Pittsburgh Pirates pitchers and catchers will report to Pirate City on Wednesday for spring training in Bradenton, Florida. Their position players will follow Feb. 22.
Several Pirates are already in camp, including franchise cornerstone Andrew McCutchen. While chatting with reporters Monday, McCutchen said he would "love" to spend the rest of his career in Pittsburgh. Here's what he said, via Rob Biertempfel of the Pittsburgh Tribune-Review:
“I'm not too focused on it, but definitely I've mentioned it before. I've said it plenty times: this is a place that I'd love to be, a place that I'd love to spend my whole career, win championships and just be here. It doesn't happen a whole lot in this game. But if the opportunity presents itself, that would be great for me, for my wife and, hopefully, one day, God willing, we have a family of our own. So, that would be really cool.”
McCutchen was also asked about the possibility of one day signing a $400 million contract, though he danced around the question.

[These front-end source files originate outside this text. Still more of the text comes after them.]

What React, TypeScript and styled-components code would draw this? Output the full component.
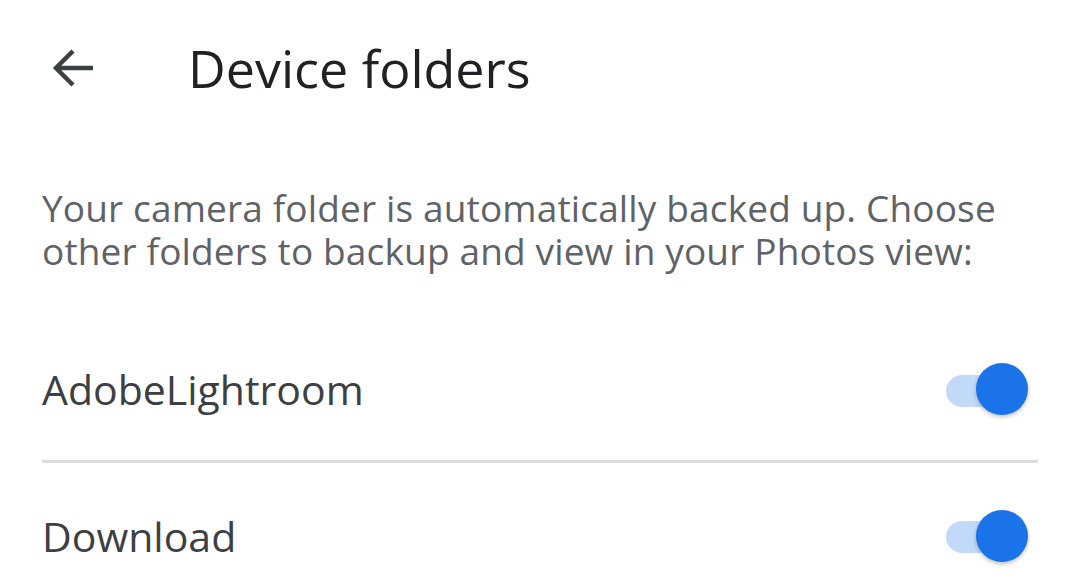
import React from "react";
import styled, { createGlobalStyle } from "styled-components";

const Global = createGlobalStyle`
  html, body { margin: 0; padding: 0; background: #ffffff; }
  body { width: 1080px; height: 577px; overflow: hidden; }
`;

const Page = styled.div`
  width: 1080px;
  height: 577px;
  display: flex;
  flex-direction: column;
  background: #fff;
  overflow: hidden;
`;

const Toolbar = styled.div`
  flex-shrink: 0;
  display: flex;
  align-items: center;
  height: 136px;
  padding-left: 51px;
`;

const BackButton = styled.div`
  width: 44px;
  height: 44px;
  display: flex;
  align-items: center;
  justify-content: center;
  margin-right: 93px;
`;

const Title = styled.h1`
  margin: 0;
  font-family: "Open Sans", sans-serif;
  font-weight: 400;
  font-size: 52px;
  line-height: 60px;
  color: #202124;
`;

const Description = styled.p`
  flex-shrink: 0;
  margin: 50px 0 0 0;
  padding: 0 42px;
  font-family: "Open Sans", sans-serif;
  font-size: 37px;
  line-height: 43px;
  letter-spacing: 0.15px;
  color: #5f6368;
`;

const List = styled.div`
  flex-shrink: 0;
  display: flex;
  flex-direction: column;
  padding: 0 42px;
  margin-top: 46px;
`;

const Row = styled.div<{ $divider?: boolean }>`
  display: flex;
  align-items: center;
  justify-content: space-between;
  height: 145px;
  border-bottom: ${(p) => (p.$divider ? "3px solid #dadce0" : "none")};
  box-sizing: border-box;
  flex-shrink: 0;
`;

const Label = styled.span`
  font-family: "Open Sans", sans-serif;
  font-size: 41px;
  color: #3c4043;
`;

const Switch = styled.div`
  position: relative;
  width: 82px;
  height: 52px;
  display: flex;
  align-items: center;
  margin-right: 10px;
`;

const Track = styled.div`
  width: 64px;
  height: 32px;
  border-radius: 16px;
  background: #c3d9f9;
  margin-top: 3px;
`;

const Thumb = styled.div`
  position: absolute;
  right: 0;
  top: 0;
  width: 52px;
  height: 52px;
  border-radius: 50%;
  background: #1a73e8;
  box-shadow: 0 2px 4px rgba(0, 0, 0, 0.25);
`;

const Toggle = () => (
  <Switch>
    <Track />
    <Thumb />
  </Switch>
);

export default function App() {
  return (
    <Page>
      <Global />
      <Toolbar>
        <BackButton>
          <svg width="42" height="40" viewBox="0 0 42 40">
            <path d="M41 20H4M21 3L4 20l17 17" fill="none" stroke="#3c4043" strokeWidth="4.5" />
          </svg>
        </BackButton>
        <Title>Device folders</Title>
      </Toolbar>
      <Description>
        Your camera folder is automatically backed up. Choose other folders to backup and view in your Photos view:
      </Description>
      <List>
        <Row $divider>
          <Label>AdobeLightroom</Label>
          <Toggle />
        </Row>
        <Row>
          <Label>Download</Label>
          <Toggle />
        </Row>
      </List>
    </Page>
  );
}
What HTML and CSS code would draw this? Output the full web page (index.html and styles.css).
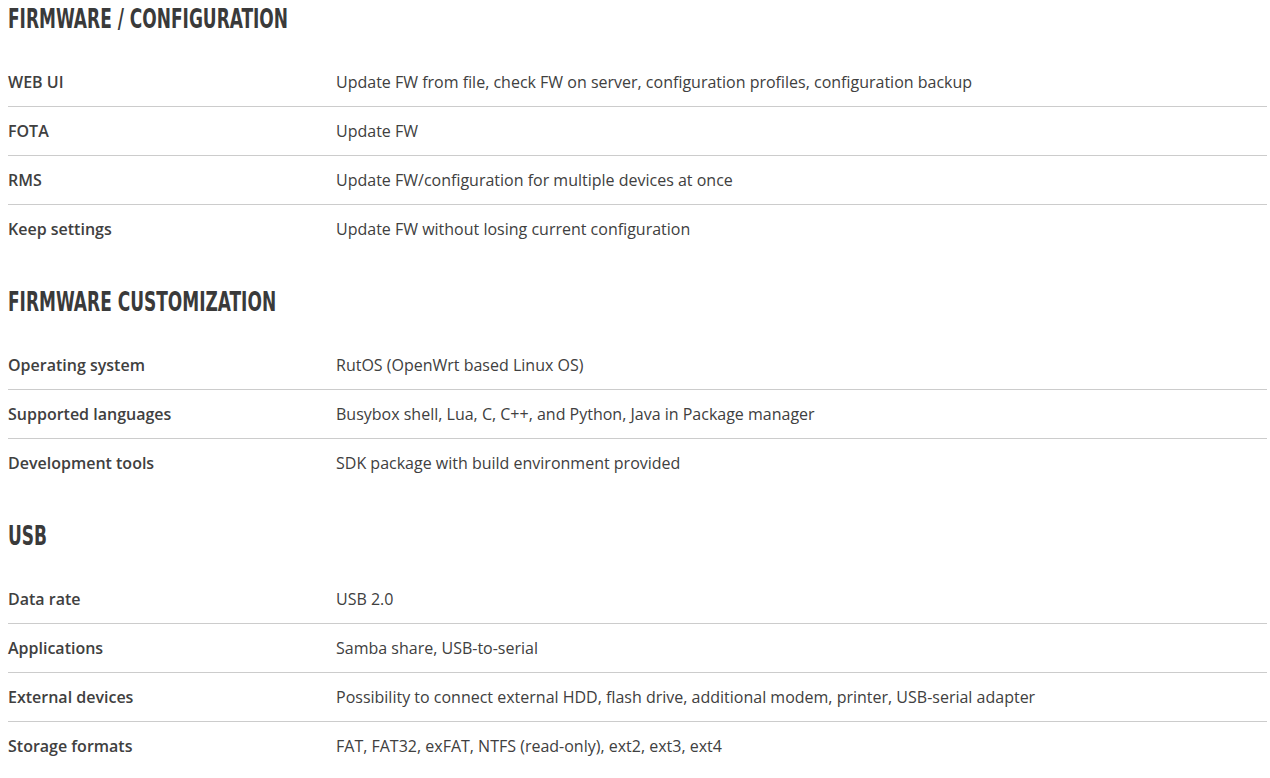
FILE: index.html
```html
<!DOCTYPE html>
<html>
<head>
<meta charset="utf-8">
<link rel="stylesheet" href="styles.css">
</head>
<body>
<div class="page">
  <section class="spec">
    <h2 class="spec-title"><span class="spec-title-text">FIRMWARE / CONFIGURATION</span></h2>
    <div class="rows">
      <div class="row"><div class="label">WEB UI</div><div class="value">Update FW from file, check FW on server, configuration profiles, configuration backup</div></div>
      <div class="row"><div class="label">FOTA</div><div class="value">Update FW</div></div>
      <div class="row"><div class="label">RMS</div><div class="value">Update FW/configuration for multiple devices at once</div></div>
      <div class="row"><div class="label">Keep settings</div><div class="value">Update FW without losing current configuration</div></div>
    </div>
  </section>
  <section class="spec">
    <h2 class="spec-title"><span class="spec-title-text">FIRMWARE CUSTOMIZATION</span></h2>
    <div class="rows">
      <div class="row"><div class="label">Operating system</div><div class="value">RutOS (OpenWrt based Linux OS)</div></div>
      <div class="row"><div class="label">Supported languages</div><div class="value">Busybox shell, Lua, C, C++, and Python, Java in Package manager</div></div>
      <div class="row"><div class="label">Development tools</div><div class="value">SDK package with build environment provided</div></div>
    </div>
  </section>
  <section class="spec">
    <h2 class="spec-title"><span class="spec-title-text">USB</span></h2>
    <div class="rows">
      <div class="row"><div class="label">Data rate</div><div class="value">USB 2.0</div></div>
      <div class="row"><div class="label">Applications</div><div class="value">Samba share, USB-to-serial</div></div>
      <div class="row"><div class="label">External devices</div><div class="value">Possibility to connect external HDD, flash drive, additional modem, printer, USB-serial adapter</div></div>
      <div class="row"><div class="label">Storage formats</div><div class="value">FAT, FAT32, exFAT, NTFS (read-only), ext2, ext3, ext4</div></div>
    </div>
  </section>
</div>
</body>
</html>
```
FILE: styles.css
```css
html, body {
  margin: 0;
  padding: 0;
  background: #fff;
}
.page {
  padding: 0 3px 0 8px;
  font-family: "Open Sans", "Liberation Sans", sans-serif;
  font-size: 16px;
  color: #404040;
}
.spec {
  margin-bottom: 30px;
}
.spec-title {
  margin: 0 0 20px 0;
  height: 38px;
  line-height: 38px;
  font-family: "Liberation Sans Narrow", "DejaVu Sans Condensed", sans-serif;
  font-weight: bold;
  font-size: 27px;
  color: #3a3a3a;
}
.spec-title-text {
  display: inline-block;
  transform: scaleX(0.7);
  transform-origin: left center;
  white-space: nowrap;
}
.rows {
  display: flex;
  flex-direction: column;
}
.row {
  display: grid;
  grid-template-columns: 328px 1fr;
  align-items: center;
  height: 48px;
  border-bottom: 1px solid #ccc;
}
.row:last-child {
  border-bottom: none;
}
.label {
  font-weight: 600;
}
.value {
  font-weight: 400;
}
```
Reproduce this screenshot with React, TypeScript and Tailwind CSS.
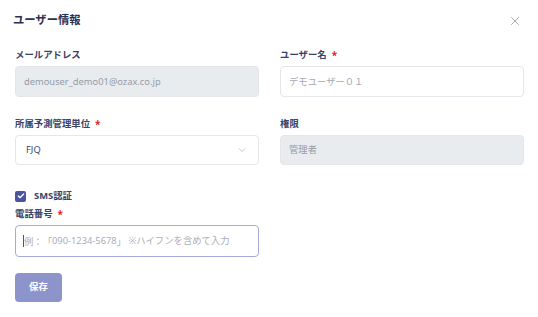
import { X, ChevronDown, Check } from "lucide-react";

function Label({ children, required }: { children: React.ReactNode; required?: boolean }) {
  return (
    <div className="flex h-[16px] items-center gap-[5px] text-[9.4px] font-bold leading-none text-[#3a4266]">
      <span>{children}</span>
      {required && <span className="text-[10px] text-[#e02424]">*</span>}
    </div>
  );
}

export default function App() {
  return (
    <div className="h-[317px] w-[538px] bg-white pl-[15px] pr-[14px] font-['Noto_Sans','Noto_Sans_CJK_JP',sans-serif] [text-spacing-trim:space-all]">
      <div className="flex h-[40px] items-center justify-between">
        <h2 className="-ml-[2px] pt-[1px] text-[11.3px] font-bold text-[#2b3150]">ユーザー情報</h2>
        <X className="mr-[2px] mt-[2px] h-[14px] w-[14px] text-[#9aa0a8]" strokeWidth={1.5} />
      </div>

      <div className="mt-[7px] grid grid-cols-2 gap-x-[21px]">
        <div>
          <Label>メールアドレス</Label>
          <div className="mt-[3px] flex h-[31px] items-center rounded-[4px] border border-[#e4e6eb] bg-[#e9ecef] px-[8px] text-[9.33px] text-[#959ba6]">
            demouser_demo01@ozax.co.jp
          </div>
        </div>
        <div>
          <Label required>ユーザー名</Label>
          <div className="mt-[3px] flex h-[31px] items-center rounded-[4px] border border-[#e4e6eb] bg-white px-[8px] text-[9.33px] text-[#a3a8b1]">
            デモユーザー０１
          </div>
        </div>

        <div className="mt-[19px]">
          <Label required>所属予測管理単位</Label>
          <div className="mt-[3px] flex h-[30px] items-center justify-between rounded-[4px] border border-[#e4e6eb] bg-white pl-[10px] pr-[10px] text-[9.33px] text-[#3f4654]">
            <span>FJQ</span>
            <ChevronDown className="h-[12px] w-[12px] text-[#b4b8c0]" strokeWidth={1.5} />
          </div>
        </div>
        <div className="mt-[19px]">
          <Label>権限</Label>
          <div className="mt-[3px] flex h-[30px] items-center rounded-[4px] border border-[#e4e6eb] bg-[#e9ecef] px-[8px] text-[9.33px] text-[#959ba6]">
            管理者
          </div>
        </div>
      </div>

      <div className="mt-[25px] flex h-[12px] items-center gap-[8px]">
        <span className="flex h-[11px] w-[11px] items-center justify-center rounded-[2px] bg-[#4a54a1]">
          <Check className="h-[8px] w-[8px] text-white" strokeWidth={4} />
        </span>
        <span className="text-[9.4px] font-bold text-[#3a4266]">SMS認証</span>
      </div>
      <div className="mt-[4px] w-[244px]">
        <Label required>電話番号</Label>
        <div className="mt-[3px] flex h-[32px] items-center whitespace-nowrap rounded-[4px] border border-[#a4abdc] bg-white px-[7px] text-[9.33px] text-[#a9aeb6]">
          <span className="h-[12px] w-px bg-[#555]" />
          <span className="font-['Noto_Sans_CJK_JP',sans-serif]">例：「</span>
          090-1234-5678
          <span className="font-['Noto_Sans_CJK_JP',sans-serif]">」</span>
          &nbsp;※ハイフンを含めて入力
        </div>
      </div>

      <button
        type="button"
        className="mt-[16px] flex h-[29px] w-[47px] items-center justify-center rounded-[4px] bg-[#8c94cb] text-[9.4px] font-bold text-white"
      >
        保存
      </button>
    </div>
  );
}
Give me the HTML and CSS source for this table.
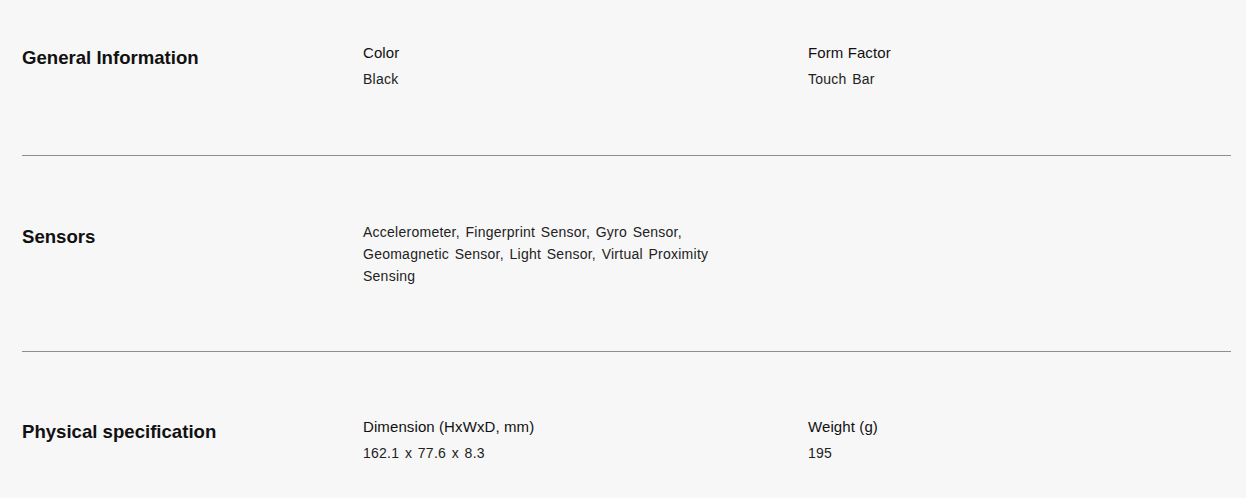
FILE: index.html
```html
<!DOCTYPE html>
<html>
<head>
<meta charset="utf-8">
<link rel="stylesheet" href="styles.css">
</head>
<body>
<div class="specs">
  <section class="spec first">
    <h2 class="title">General Information</h2>
    <div class="item">
      <div class="label">Color</div>
      <div class="value">Black</div>
    </div>
    <div class="item">
      <div class="label">Form Factor</div>
      <div class="value">Touch Bar</div>
    </div>
  </section>
  <section class="spec">
    <h2 class="title">Sensors</h2>
    <div class="item">
      <div class="value wrap">Accelerometer, Fingerprint Sensor, Gyro Sensor, Geomagnetic Sensor, Light Sensor, Virtual Proximity Sensing</div>
    </div>
  </section>
  <section class="spec last">
    <h2 class="title">Physical specification</h2>
    <div class="item">
      <div class="label">Dimension (HxWxD, mm)</div>
      <div class="value">162.1 x 77.6 x 8.3</div>
    </div>
    <div class="item">
      <div class="label">Weight (g)</div>
      <div class="value">195</div>
    </div>
  </section>
</div>
</body>
</html>
```
FILE: styles.css
```css
html, body {
  margin: 0;
  padding: 0;
  background: #f7f7f7;
}
body {
  font-family: "Liberation Sans", Arial, sans-serif;
  color: #000;
  height: 498px;
  overflow: hidden;
}
.specs {
  padding: 0 15px 0 22px;
}
.spec {
  display: grid;
  grid-template-columns: 341px 445px 1fr;
  align-items: start;
  padding: 65px 0 64px;
  border-bottom: 1px solid #8f8f8f;
}
.spec.first {
  padding-top: 42px;
  padding-bottom: 65px;
}
.spec.last {
  border-bottom: none;
  padding-top: 64px;
}
.title {
  margin: 0;
  font-size: 18.6px;
  line-height: 32px;
  font-weight: bold;
  color: #111;
}
.label {
  font-size: 15px;
  line-height: 22px;
  color: #111;
  margin-bottom: 4px;
  letter-spacing: 0.1px;
}
.value {
  font-size: 14px;
  line-height: 22px;
  color: #222;
  letter-spacing: 0.25px;
  word-spacing: 1.5px;
}
.value.wrap {
  width: 360px;
}
```
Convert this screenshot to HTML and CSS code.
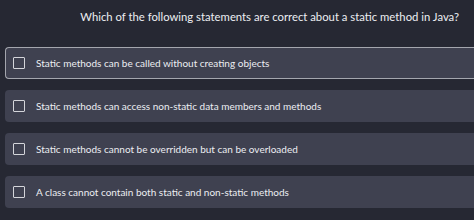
FILE: index.html
```html
<!DOCTYPE html>
<html lang="en">
<head>
    <meta charset="UTF-8">
    <title>Quiz</title>
    <link rel="stylesheet" href="styles.css">
</head>
<body>
    <div class="quiz">
        <h1 class="question">Which of the following statements are correct about a static method in Java?</h1>
        <div class="options">
            <label class="option selected"><span class="box"></span>Static methods can be called without creating objects</label>
            <label class="option"><span class="box"></span>Static methods can access non-static data members and methods</label>
            <label class="option"><span class="box"></span>Static methods cannot be overridden but can be overloaded</label>
            <label class="option"><span class="box"></span>A class cannot contain both static and non-static methods</label>
        </div>
    </div>
</body>
</html>
```
FILE: styles.css
```css
html, body {
    margin: 0;
    padding: 0;
    background: #262833;
    overflow: hidden;
}
body {
    font-family: Lato, "Liberation Sans", sans-serif;
    color: #eceef2;
}
.quiz {
    padding: 0 0 0 5px;
}
.question {
    margin: 0;
    height: 47px;
    line-height: 34px;
    padding-right: 15px;
    font-size: 11.3px;
    font-weight: normal;
    text-align: right;
}
.options {
    display: flex;
    flex-direction: column;
    gap: 11px;
}
.option {
    display: flex;
    align-items: center;
    height: 32px;
    box-sizing: border-box;
    padding-left: 8px;
    background: #3f4150;
    border-radius: 4px 0 0 4px;
    font-size: 10px;
}
.option.selected {
    border: 1px solid #a4a6ae;
    border-right: none;
    padding-left: 7px;
}
.box {
    width: 10px;
    height: 10px;
    border: 1.5px solid #d4d5da;
    border-radius: 1px;
    margin-right: 11px;
}
```
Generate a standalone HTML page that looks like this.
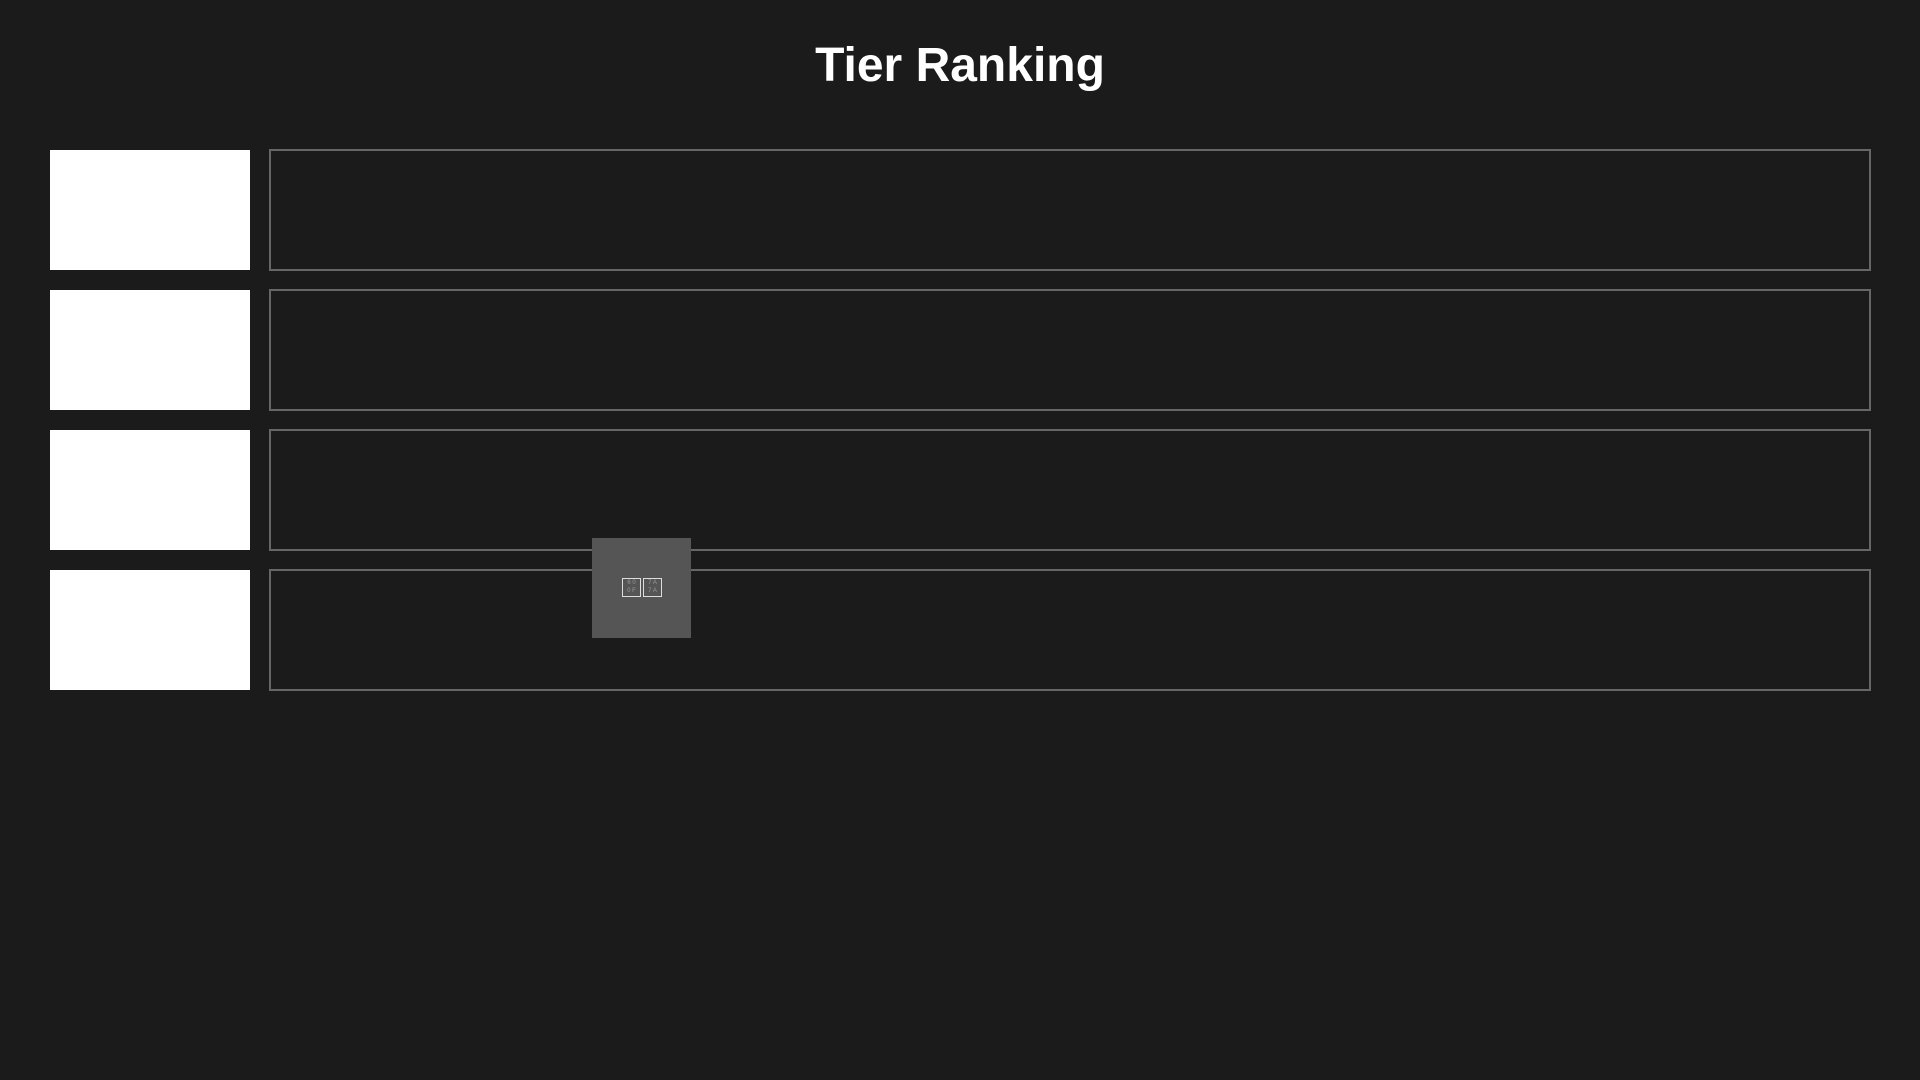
<!DOCTYPE html>
<html><head><style>
html,body{margin:0;padding:0;background:#1b1b1b;width:1920px;height:1080px;overflow:hidden;font-family:"Liberation Sans",sans-serif;}
h1{position:absolute;top:42px;left:0;width:1920px;margin:0;text-align:center;color:#fff;font-size:48px;line-height:48px;font-weight:bold;}
.lab{position:absolute;left:50px;width:200px;height:120px;background:#fff;}
.row{position:absolute;left:269px;width:1602px;height:122px;box-sizing:border-box;border:2px solid #666;}
.drag{position:absolute;left:592px;top:538px;width:99px;height:100px;background:#555;}
.g{position:absolute;top:40px;width:19px;height:19px;border:1px solid #ddd;box-sizing:border-box;font-size:6px;color:#999;line-height:8px;text-align:center;}
</style></head><body>
<h1>Tier Ranking</h1>
<div class="lab" style="top:150px"></div><div class="row" style="top:149px"></div>
<div class="lab" style="top:290px"></div><div class="row" style="top:289px"></div>
<div class="lab" style="top:430px"></div><div class="row" style="top:429px"></div>
<div class="lab" style="top:570px"></div><div class="row" style="top:569px"></div>
<div class="drag"><div class="g" style="left:30px">6 0<br>0 F</div><div class="g" style="left:51px">7 A<br>7 A</div></div>
</body></html>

"Anybody can get paid millions of dollars, but it's what you do with who you are that matters," he said.
The 29-year-old McCutchen would have qualified for free agency this offseason had he not signed his six-year contract extension worth $51.5 million in March 2012. In this market, he almost certainly would have garnered a deal worth $30 million per season had he become a free agent this winter. That's the going rate for elite players.
Instead, the Pirates owe McCutchen $13 million in 2016 and $14 million in 2017, with a $14.75 million club option for 2018. The way things are going now, that club option is a lock to be picked up, so McCutchen is realistically three years away from becoming a free agent. He'll be just turning 32 when he hits the open market.
The Pirates are perennial contenders now and their payroll has gradually climbed $66.8 million in 2013 to $99.2 million in 2016, though it still ranks in the bottom third of the league. Where will the team be financially in three years? That will be the biggest factor in the club's ability to retain McCutchen long-term.